(TO BE DONE):
Work through the data and report how many lines include the string "that", giving the number alone.

(PROVIDED RECORDS):
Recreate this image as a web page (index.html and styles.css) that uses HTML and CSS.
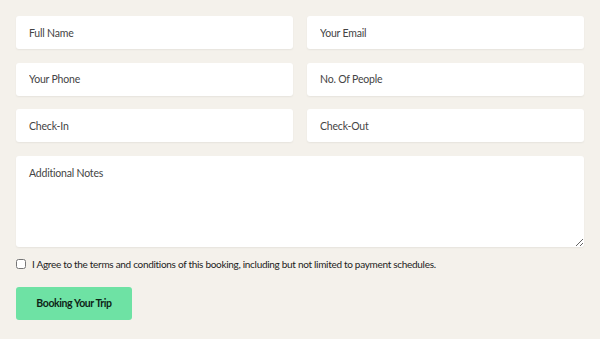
FILE: index.html
```html
<!doctype html>
<html lang="en">

<head>
    <meta charset="UTF-8" />
    <meta name="viewport" content="width=device-width, initial-scale=1.0" />
    <title>Booking</title>
    <link rel="stylesheet" href="styles.css">
</head>

<body>
    <form class="booking-form">
        <div class="form-grid">
            <input type="text" placeholder="Full Name" class="field">
            <input type="email" placeholder="Your Email" class="field">
            <input type="text" placeholder="Your Phone" class="field">
            <input type="text" placeholder="No. Of People" class="field">
            <input type="text" placeholder="Check-In" class="field">
            <input type="text" placeholder="Check-Out" class="field">
            <textarea placeholder="Additional Notes" class="field notes"></textarea>
        </div>
        <label class="agree">
            <input type="checkbox">
            <span>I Agree to the terms and conditions of this booking, including but not limited to payment schedules.</span>
        </label>
        <button type="submit" class="book-btn">Booking Your Trip</button>
    </form>
</body>

</html>
```

FILE: styles.css
```css
body {
    margin: 0;
    background: #f4f1eb;
    font-family: Lato, "Open Sans", sans-serif;
}

.booking-form {
    padding: 16px 16px 0 16px;
}

.form-grid {
    display: grid;
    grid-template-columns: 1fr 1fr;
    column-gap: 14px;
    row-gap: 13.5px;
}

.field {
    box-sizing: border-box;
    height: 33px;
    border: none;
    border-radius: 3px;
    background: #fff;
    padding: 0 13px;
    font-family: Lato, "Open Sans", sans-serif;
    font-size: 10.5px;
    letter-spacing: -0.2px;
    color: #333;
    box-shadow: 0 1px 2px rgba(0, 0, 0, 0.06);
    outline: none;
}

.field::placeholder {
    color: #444;
}

.notes {
    grid-column: 1 / 3;
    height: 91px;
    padding: 11px 13px;
    resize: vertical;
}

.agree {
    display: flex;
    align-items: center;
    margin-top: 11px;
    font-size: 10px;
    letter-spacing: -0.3px;
    color: #222;
}

.agree input {
    width: 10px;
    height: 10px;
    margin: 0 6px 0 0;
}

.book-btn {
    display: block;
    margin-top: 17px;
    width: 116px;
    height: 33px;
    border: none;
    border-radius: 3px;
    background: #6ee2a4;
    color: #0d2416;
    font-family: Lato, "Open Sans", sans-serif;
    font-weight: 700;
    font-size: 10.5px;
    letter-spacing: -0.4px;
    cursor: pointer;
}
```
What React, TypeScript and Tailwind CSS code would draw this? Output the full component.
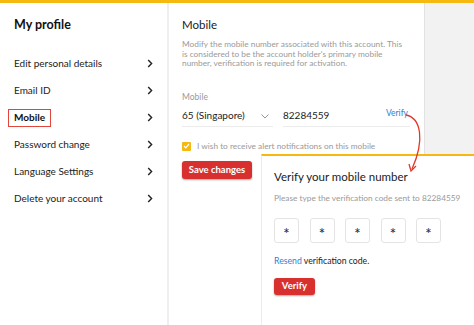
import React from "react";

const Chevron = () => (
  <svg width="6" height="9" viewBox="0 0 6 9" className="shrink-0">
    <path d="M1.2 1 L4.6 4.5 L1.2 8" fill="none" stroke="#222" strokeWidth="1.4" />
  </svg>
);

const items = [
  "Edit personal details",
  "Email ID",
  "Mobile",
  "Password change",
  "Language Settings",
  "Delete your account",
];

export default function App() {
  return (
    <div
      className="relative w-[474px] h-[325px] overflow-hidden bg-[#efefef]"
      style={{ fontFamily: "Lato, 'Open Sans', sans-serif" }}
    >
      <div className="h-[3px] bg-[#f5b912]" />
      <div className="flex h-[322px]">
        {/* Sidebar */}
        <div className="w-[167px] bg-white flex flex-col">
          <div className="pl-[14px] pt-[14px] text-[12.5px] font-bold text-[#111] leading-[16px]">
            My profile
          </div>
          <div className="mt-[17px] flex flex-col">
            {items.map((t) => (
              <div key={t} className="h-[27px] flex items-center justify-between pl-[14px] pr-[14px]">
                {t === "Mobile" ? (
                  <span className="-ml-[6px] px-[5px] h-[18px] flex items-center border-[1.5px] border-[#e0463a] text-[10px] font-bold text-[#111]">
                    Mobile
                  </span>
                ) : (
                  <span className="text-[10px] text-[#222]">{t}</span>
                )}
                <Chevron />
              </div>
            ))}
          </div>
        </div>

        {/* Main */}
        <div className="ml-[2px] w-[255px] bg-white pl-[13px] pr-[14px]">
          <div className="pt-[14px] text-[11.5px] text-[#222] leading-[16px]">Mobile</div>
          <div className="mt-[7px] text-[8.3px] leading-[9.6px] text-[#9a9a9a]">
            Modify the mobile number associated with this account. This
            <br />
            is considered to be the account holder's primary mobile
            <br />
            number, verification is required for activation.
          </div>
          <div className="mt-[23px] text-[8.5px] text-[#9a9a9a] leading-[10px]">Mobile</div>
          <div className="mt-[6px] flex items-end">
            <div className="w-[91px] flex items-center justify-between border-b border-[#ececec] pb-[3px]">
              <span className="text-[10px] text-[#222]">65 (Singapore)</span>
              <svg width="8" height="5" viewBox="0 0 8 5" className="mr-[4px] mt-[3px]">
                <path d="M0.5 0.5 L4 4 L7.5 0.5" fill="none" stroke="#888" strokeWidth="0.9" />
              </svg>
            </div>
            <div className="ml-[10px] flex-1 flex items-center justify-between border-b border-[#ececec] pb-[3px]">
              <span className="text-[10px] text-[#222]">82284559</span>
              <span className="text-[8.5px] text-[#2f7fd3] mr-[2px] -mt-[3px]">Verify</span>
            </div>
          </div>
          <div className="mt-[13px] flex items-center">
            <div className="w-[9px] h-[9px] bg-[#f5b912] rounded-[1px] flex items-center justify-center">
              <svg width="7" height="6" viewBox="0 0 7 6">
                <path d="M1 3 L2.8 4.8 L6 1" fill="none" stroke="white" strokeWidth="1.2" />
              </svg>
            </div>
            <span className="ml-[6px] text-[8.3px] text-[#9a9a9a]">
              I wish to receive alert notifications on this mobile
            </span>
          </div>
          <button className="mt-[9px] w-[70px] h-[18px] rounded-[3px] bg-[#d8302f] text-white text-[9.5px] font-bold shadow-[0_1px_2px_rgba(0,0,0,0.35)]">
            Save changes
          </button>
        </div>

        {/* Right gray */}
        <div className="flex-1 border-l border-[#e2e2e2] bg-[#f2f2f2]" />
      </div>

      {/* Verify popup */}
      <div className="absolute left-[261px] top-[154px] right-0 bottom-0 bg-white border-t-2 border-[#f5b912] border-l border-l-[#ececec] pl-[12px]">
        <div className="pt-[13px] text-[11.5px] text-[#222] leading-[16px]">Verify your mobile number</div>
        <div className="mt-[8px] text-[8.3px] text-[#9a9a9a] leading-[10px]">
          Please type the verification code sent to 82284559
        </div>
        <div className="mt-[15px] flex gap-[10.5px]">
          {[0, 1, 2, 3, 4].map((i) => (
            <div
              key={i}
              className="w-[25px] h-[25px] rounded-[3px] border border-[#e4e4e4] flex items-center justify-center"
            >
              <span className="text-[15px] leading-none text-[#2b3350] font-medium pt-[6px]">*</span>
            </div>
          ))}
        </div>
        <div className="mt-[13px] text-[8.7px] text-[#222] leading-[10px]">
          <span className="text-[#2f7fd3]">Resend</span> verification code.
        </div>
        <button className="mt-[12px] w-[41px] h-[17px] rounded-[3px] bg-[#d8302f] text-white text-[9.5px] font-bold shadow-[0_1px_2px_rgba(0,0,0,0.35)]">
          Verify
        </button>
      </div>

      {/* Red arrow */}
      <svg className="absolute left-0 top-0" width="474" height="325" viewBox="0 0 474 325" style={{ pointerEvents: "none" }}>
        <path d="M406 115 C421 118 425 140 412 169" fill="none" stroke="#e0392b" strokeWidth="1.3" />
        <path d="M409 164 L411 171 L416 166" fill="none" stroke="#e0392b" strokeWidth="1.3" />
      </svg>
    </div>
  );
}
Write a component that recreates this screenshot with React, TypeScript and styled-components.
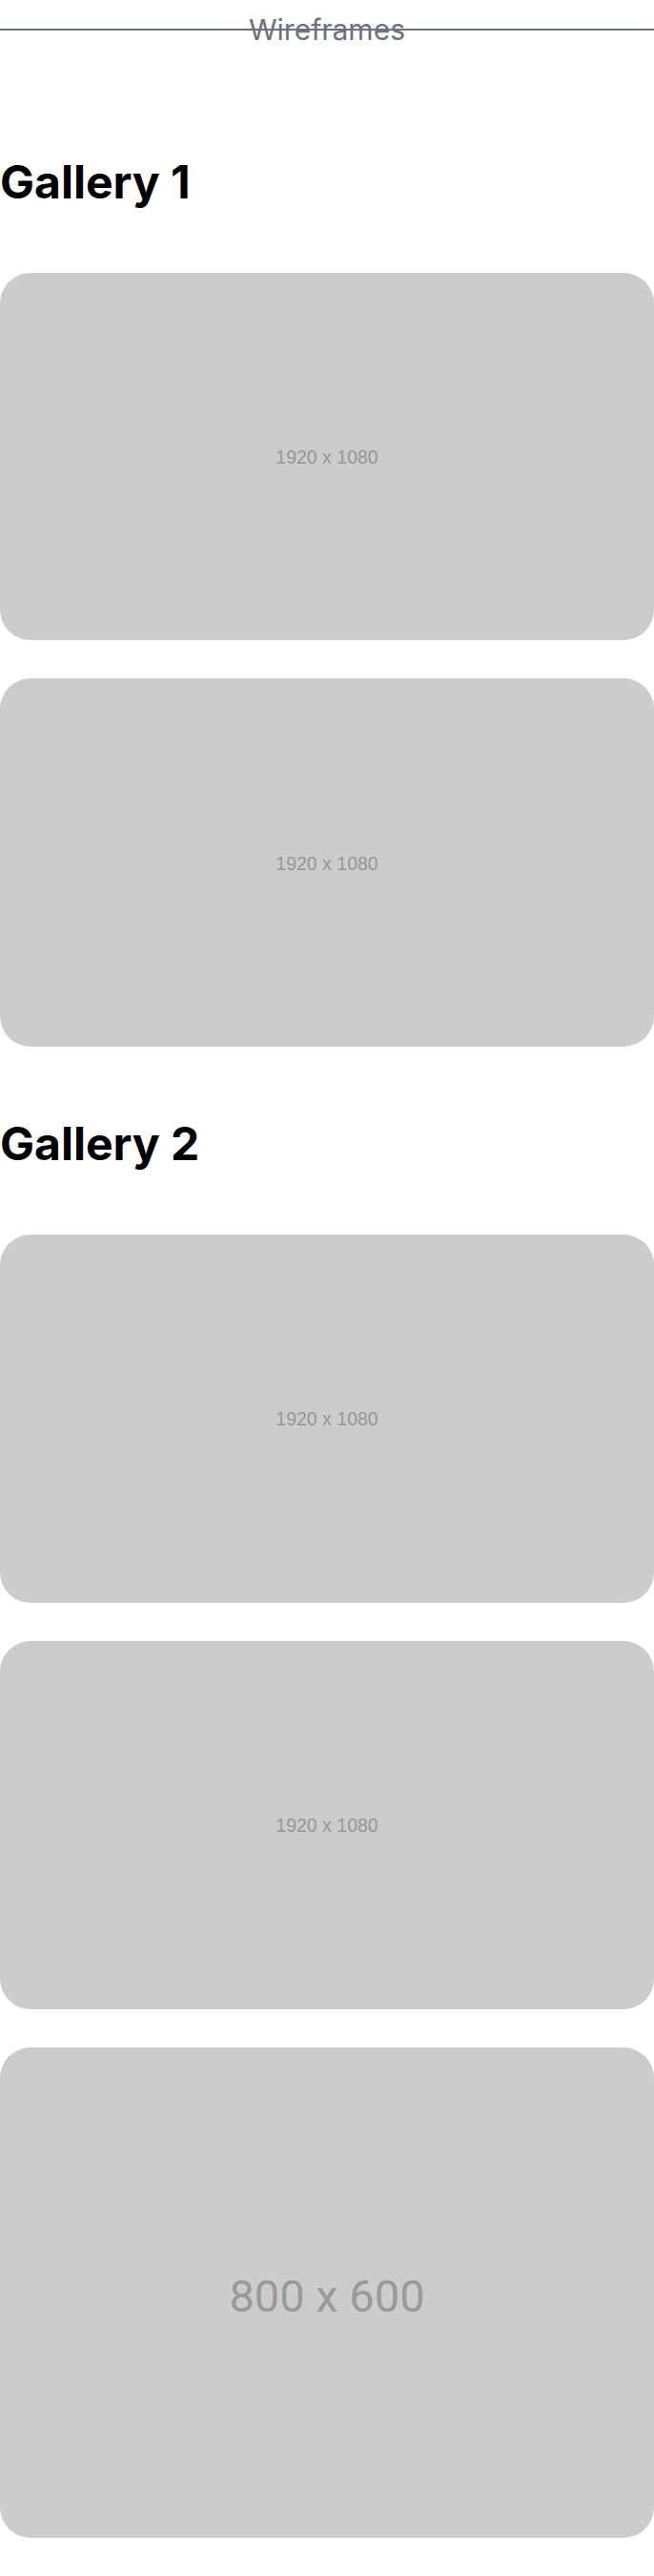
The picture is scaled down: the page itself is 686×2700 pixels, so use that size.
import React from "react";
import styled, { createGlobalStyle } from "styled-components";

const GlobalStyle = createGlobalStyle`
  html, body {
    margin: 0;
    padding: 0;
    background: #ffffff;
  }
  body {
    font-family: Inter, "Liberation Sans", Arial, sans-serif;
  }
  * { box-sizing: border-box; }
`;

const Page = styled.main`
  display: flex;
  flex-direction: column;
  width: 686px;
  padding-bottom: 39px;
`;

const Header = styled.header`
  display: grid;
  height: 89px;
  padding-top: 12.5px;
  align-content: start;
`;

const HeaderStack = styled.div`
  display: grid;
  align-items: center;
  justify-items: center;
`;

const HeaderLine = styled.div`
  grid-area: 1 / 1;
  justify-self: stretch;
  height: 2px;
  background: #6b7280;
`;

const HeaderTitle = styled.span`
  grid-area: 1 / 1;
  font-family: Inter, "Liberation Sans", Arial, sans-serif;
  font-size: 30px;
  font-weight: 400;
  line-height: normal;
  color: #6b7280;
`;

const Section = styled.section`
  display: flex;
  flex-direction: column;
  padding-top: 77.6px;
`;

const Heading = styled.h2`
  margin: 0;
  font-family: Inter, "Liberation Sans", Arial, sans-serif;
  font-size: 48px;
  font-weight: 700;
  line-height: 48px;
  color: #000000;
`;

const ImageList = styled.div`
  display: flex;
  flex-direction: column;
  gap: 40px;
  margin-top: 71px;
`;

const Placeholder = styled.div<{ $ratio: string }>`
  display: flex;
  align-items: center;
  justify-content: center;
  width: 100%;
  aspect-ratio: ${(p) => p.$ratio};
  background: #cccccc;
  border-radius: 32px;
`;

const PlaceholderLabel = styled.span<{ $large?: boolean }>`
  font-family: ${(p) =>
    p.$large ? 'Roboto, "Liberation Sans", Arial, sans-serif' : '"Liberation Sans", Arial, sans-serif'};
  font-size: ${(p) => (p.$large ? "47px" : "19.5px")};
  line-height: 1;
  padding-top: ${(p) => (p.$large ? "8px" : "2px")};
  color: ${(p) => (p.$large ? "#9a9a9a" : "#969696")};
`;

type Img = { w: number; h: number; large?: boolean };

const galleries: { title: string; images: Img[] }[] = [
  {
    title: "Gallery 1",
    images: [
      { w: 1920, h: 1080 },
      { w: 1920, h: 1080 },
    ],
  },
  {
    title: "Gallery 2",
    images: [
      { w: 1920, h: 1080 },
      { w: 1920, h: 1080 },
      { w: 800, h: 600, large: true },
    ],
  },
];

export default function App() {
  return (
    <>
      <GlobalStyle />
      <Page>
        <Header>
          <HeaderStack>
            <HeaderLine />
            <HeaderTitle>Wireframes</HeaderTitle>
          </HeaderStack>
        </Header>
        {galleries.map((g) => (
          <Section key={g.title}>
            <Heading>{g.title}</Heading>
            <ImageList>
              {g.images.map((img, i) => (
                <Placeholder key={i} $ratio={`${img.w} / ${img.h}`}>
                  <PlaceholderLabel $large={img.large}>
                    {img.w} x {img.h}
                  </PlaceholderLabel>
                </Placeholder>
              ))}
            </ImageList>
          </Section>
        ))}
      </Page>
    </>
  );
}
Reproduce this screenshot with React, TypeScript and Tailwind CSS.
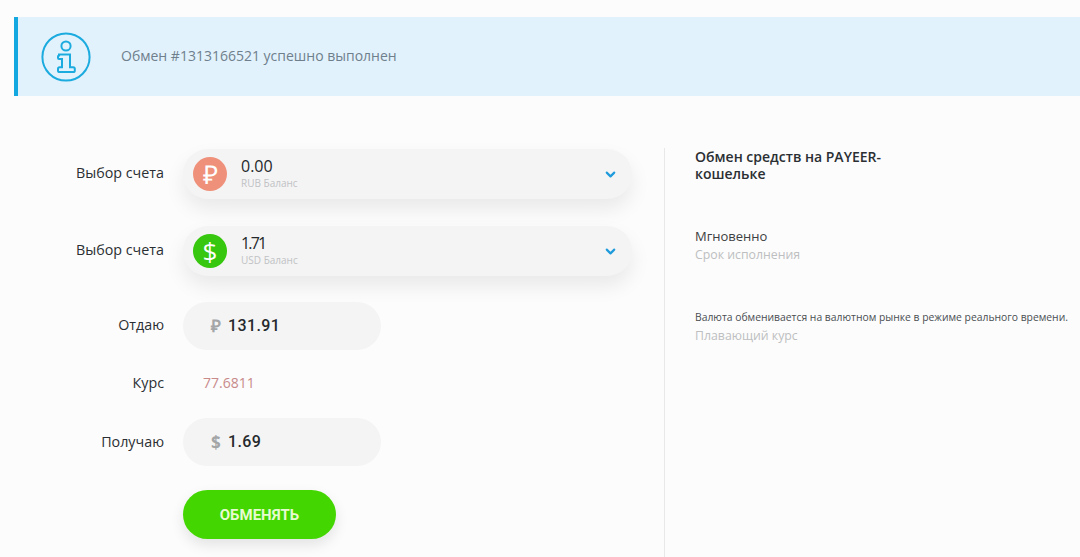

(FINAL RESULT):
3